Chapter 5: Dendrimers, Micelles, and Quantum-Dot Case Study

5.1 Dendrimers

Dendrimers are hyperbranched molecules with well-defined generations. Poly(amidoamine) (PAMAM) dendrimers have controlled size, surface functionality, and encapsulation capacity. Applications include drug delivery (internal cavities load payload), imaging (surface labelling with fluorophores or MRI contrast), and catalysis (metal nanoparticles templated within dendritic interior).

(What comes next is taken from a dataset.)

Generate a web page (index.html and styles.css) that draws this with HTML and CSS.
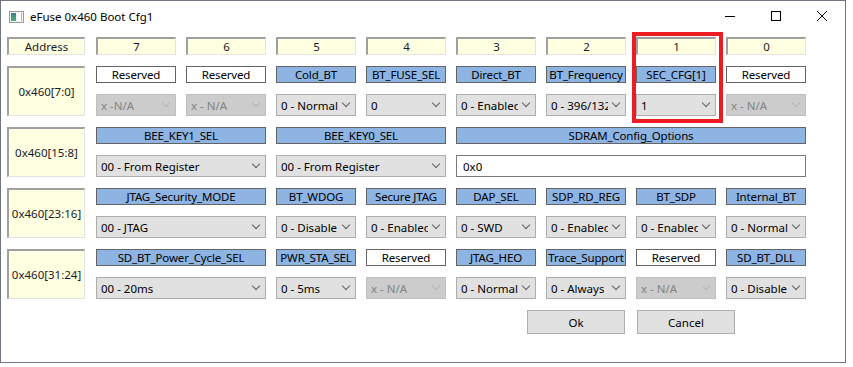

5.2 Micelles and Supramolecular Assemblies

Amphiphilic block copolymers self-assemble in selective solvents into micelles, vesicles, and cylindrical aggregates. Critical micelle concentration, aggregation number, and core-shell architecture are controlled by block composition. These assemblies carry hydrophobic drugs in aqueous circulation, act as nanoreactors for synthesis, and template nanostructured materials.

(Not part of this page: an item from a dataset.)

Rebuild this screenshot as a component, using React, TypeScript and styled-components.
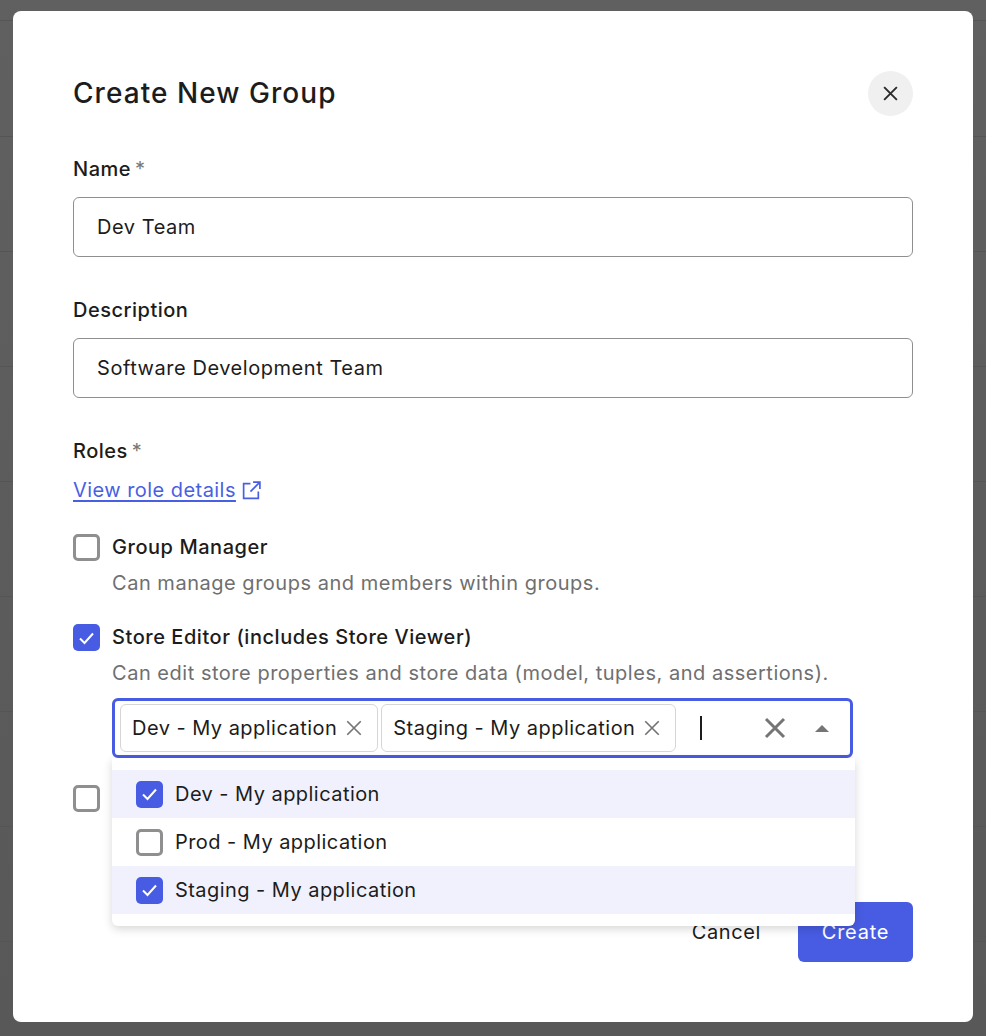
import React from 'react'
import styled, { createGlobalStyle } from 'styled-components'

const GlobalStyle = createGlobalStyle`
  html, body {
    margin: 0;
    padding: 0;
    font-family: Inter, "Liberation Sans", sans-serif;
    color: #1c1c1c;
  }
  * {
    box-sizing: border-box;
  }
`

const Overlay = styled.div`
  height: 1036px;
  padding: 11px 13px 14px;
  background-color: #5c5c5c;
  background-image: repeating-linear-gradient(
      to bottom,
      transparent 0,
      transparent 114px,
      #555 114px,
      #555 115px
    ),
    linear-gradient(to bottom, #606060, #585858);
  background-position: 0 22px, 0 0;
  overflow: hidden;
`

const Modal = styled.div`
  height: 1011px;
  padding: 60px;
  background: #fff;
  border-radius: 8px;
  display: flex;
  flex-direction: column;
`

const Header = styled.div`
  display: flex;
  align-items: center;
  justify-content: space-between;
  height: 45px;
`

const Title = styled.h1`
  margin: -2px 0 0;
  font-size: 28px;
  font-weight: 550;
  letter-spacing: 1.05px;
  color: #1c1c1c;
`

const CloseButton = styled.button`
  width: 45px;
  height: 45px;
  padding: 0;
  border: 0;
  border-radius: 50%;
  background: #f0f0f0;
  color: #2b2b2b;
  display: flex;
  align-items: center;
  justify-content: center;
`

const Field = styled.div`
  margin-top: ${(p: { $top: number }) => p.$top}px;
`

const Label = styled.div`
  height: 24px;
  font-size: 20px;
  line-height: 26px;
  font-weight: 450;
  letter-spacing: 0.5px;
  display: flex;
  gap: 4px;
`

const Star = styled.span`
  color: #777;
  font-weight: 400;
`

const Input = styled.div`
  margin-top: 17px;
  height: 60px;
  padding: 0 23px;
  border: 1px solid #8f8f8f;
  border-radius: 6px;
  font-size: 20px;
  letter-spacing: 0.55px;
  display: flex;
  align-items: center;
`

const RoleLink = styled.a`
  margin-top: 15px;
  display: inline-flex;
  align-items: center;
  gap: 5px;
  height: 26px;
  font-size: 20px;
  letter-spacing: 0.45px;
  color: #485fe3;
  text-decoration: none;
`

const LinkText = styled.span`
  text-decoration: underline;
  text-underline-offset: 3px;
`

const RoleRow = styled.div`
  margin-top: ${(p: { $top: number }) => p.$top}px;
  display: flex;
  gap: 12px;
`

const Check = styled.span<{ $on?: boolean }>`
  flex: none;
  width: 27px;
  height: 27px;
  border-radius: 5px;
  border: ${(p) => (p.$on ? '0' : '3px solid #8f8f8f')};
  background: ${(p) => (p.$on ? '#485ce3' : '#fff')};
  color: #fff;
  display: flex;
  align-items: center;
  justify-content: center;
`

const RoleBody = styled.div`
  flex: 1;
  padding-right: 60px;
`

const RoleName = styled.div`
  height: 27px;
  font-size: 20px;
  line-height: 27px;
  font-weight: 450;
  letter-spacing: 0.55px;
`

const RoleHint = styled.div`
  margin-top: 9px;
  height: 27px;
  font-size: 20px;
  line-height: 27px;
  letter-spacing: 0.52px;
  color: #6f6f6f;
  white-space: nowrap;
`

const SelectWrap = styled.div`
  position: relative;
  margin-top: 11px;
`

const SelectBox = styled.div`
  height: 60px;
  border: 3px solid #485ce3;
  border-radius: 6px;
  padding: 3px 0 0 5px;
  display: flex;
  align-items: flex-start;
  gap: 3px;
`

const Chip = styled.div`
  height: 48px;
  padding: 0 14px 0 11px;
  border: 1px solid #d6d6d6;
  border-radius: 6px;
  font-size: 20px;
  letter-spacing: 0.47px;
  display: flex;
  align-items: center;
  gap: 8px;
  white-space: nowrap;
  color: #1c1c1c;
  svg {
    color: #757575;
  }
`

const Caret = styled.span`
  width: 2px;
  height: 24px;
  margin: 12px 0 0 21px;
  background: #1c1c1c;
`

const SelectIcons = styled.div`
  margin-left: auto;
  height: 48px;
  padding-right: 21px;
  display: flex;
  align-items: center;
  gap: 28px;
  color: #757575;
`

const Menu = styled.div`
  position: absolute;
  top: 60px;
  left: 0;
  width: 743px;
  height: 168px;
  padding: 12px 0;
  background: #fff;
  border-radius: 0 0 6px 6px;
  box-shadow: 0 3px 10px rgba(0, 0, 0, 0.16);
  z-index: 2;
`

const MenuItem = styled.div<{ $on?: boolean }>`
  height: 48px;
  padding: 0 24px;
  display: flex;
  align-items: center;
  gap: 12px;
  font-size: 20px;
  letter-spacing: 0.45px;
  background: ${(p) => (p.$on ? '#f1f1fd' : '#fff')};
`

const Footer = styled.div`
  margin-top: auto;
  display: flex;
  justify-content: flex-end;
  align-items: center;
  gap: 37px;
`

const CancelButton = styled.button`
  padding: 0;
  border: 0;
  background: none;
  font: inherit;
  font-size: 20px;
  letter-spacing: 0.6px;
  color: #1c1c1c;
`

const CreateButton = styled.button`
  width: 115px;
  height: 60px;
  padding: 0;
  border: 0;
  border-radius: 6px;
  background: #485ce3;
  color: #fff;
  font: inherit;
  font-size: 20px;
  letter-spacing: 0.75px;
`

const CloseIcon = ({ size, width = 2 }: { size: number; width?: number }) => (
  <svg width={size} height={size} viewBox="0 0 16 16" fill="none" stroke="currentColor" strokeWidth={width}>
    <path d="M2 2l12 12M14 2L2 14" />
  </svg>
)

const Tick = () => (
  <svg width="17" height="14" viewBox="0 0 17 14" fill="none" stroke="currentColor" strokeWidth="2">
    <path d="M2 7.5l4.5 4.5L15 2.5" />
  </svg>
)

const ExternalIcon = () => (
  <svg width="21" height="21" viewBox="0 0 20 20" fill="none" stroke="currentColor" strokeWidth="1.6">
    <path d="M9 3.5H2.5v14h14V11M11.5 2h6.5v6.5M18 2l-9 9" />
  </svg>
)

const CaretUp = () => (
  <svg width="14" height="7" viewBox="0 0 14 7" fill="currentColor">
    <path d="M7 0l7 7H0z" />
  </svg>
)

const App: React.FC = () => (
  <>
    <GlobalStyle />
    <Overlay>
      <Modal>
        <Header>
          <Title>Create New Group</Title>
          <CloseButton aria-label="Close">
            <CloseIcon size={17} width={1.8} />
          </CloseButton>
        </Header>
        <Field $top={40}>
          <Label>
            Name <Star>*</Star>
          </Label>
          <Input>Dev Team</Input>
        </Field>
        <Field $top={40}>
          <Label>Description</Label>
          <Input>Software Development Team</Input>
        </Field>
        <Field $top={40}>
          <Label>
            Roles <Star>*</Star>
          </Label>
          <RoleLink href="#">
            <LinkText>View role details</LinkText>
            <ExternalIcon />
          </RoleLink>
        </Field>
        <RoleRow $top={31}>
          <Check />
          <RoleBody>
            <RoleName>Group Manager</RoleName>
            <RoleHint>Can manage groups and members within groups.</RoleHint>
          </RoleBody>
        </RoleRow>
        <RoleRow $top={27}>
          <Check $on>
            <Tick />
          </Check>
          <RoleBody>
            <RoleName>Store Editor (includes Store Viewer)</RoleName>
            <RoleHint>Can edit store properties and store data (model, tuples, and assertions).</RoleHint>
            <SelectWrap>
              <SelectBox>
                <Chip>
                  Dev - My application
                  <CloseIcon size={18} width={1.5} />
                </Chip>
                <Chip>
                  Staging - My application
                  <CloseIcon size={18} width={1.5} />
                </Chip>
                <Caret />
                <SelectIcons>
                  <CloseIcon size={24} width={2} />
                  <CaretUp />
                </SelectIcons>
              </SelectBox>
              <Menu>
                <MenuItem $on>
                  <Check $on>
                    <Tick />
                  </Check>
                  Dev - My application
                </MenuItem>
                <MenuItem>
                  <Check />
                  Prod - My application
                </MenuItem>
                <MenuItem $on>
                  <Check $on>
                    <Tick />
                  </Check>
                  Staging - My application
                </MenuItem>
              </Menu>
            </SelectWrap>
          </RoleBody>
        </RoleRow>
        <RoleRow $top={27}>
          <Check />
        </RoleRow>
        <Footer>
          <CancelButton>Cancel</CancelButton>
          <CreateButton>Create</CreateButton>
        </Footer>
      </Modal>
    </Overlay>
  </>
)

export default App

5.3 Quantum-Dot Case Study

Colloidal CdSe/ZnS core–shell quantum dots exemplify the interplay of structure and properties. The CdSe core provides size-tunable bandgap through confinement; the ZnS shell passivates surface states and raises quantum yield. Exchange of surface ligands transforms hydrophobic dots from synthesis into water-soluble imaging agents. Blinking — intermittent fluorescence — and photo-darkening are characteristic single-dot phenomena. Applications include displays, cell and animal imaging, solar concentrators, and single-photon sources.

Sizing by optical absorption. A CdSe quantum-dot dispersion shows a first exciton absorption peak at 580 nm. Empirical calibrations (Yu et al.) map peak wavelength to diameter, giving ~3.5 nm. The extinction coefficient at the peak — also tabulated by diameter — allows concentration to be determined by the Beer-Lambert law, giving a complete quantitative characterization from a simple UV-Vis spectrum.
Understanding a nanomaterial means tracking its properties from atomic bonds to device behaviour. Size, shape, and surface shape the chain throughout, and the designer who respects that chain — rather than treating a nanoparticle as "small bulk material" — unlocks the novel functions that distinguish nanotechnology.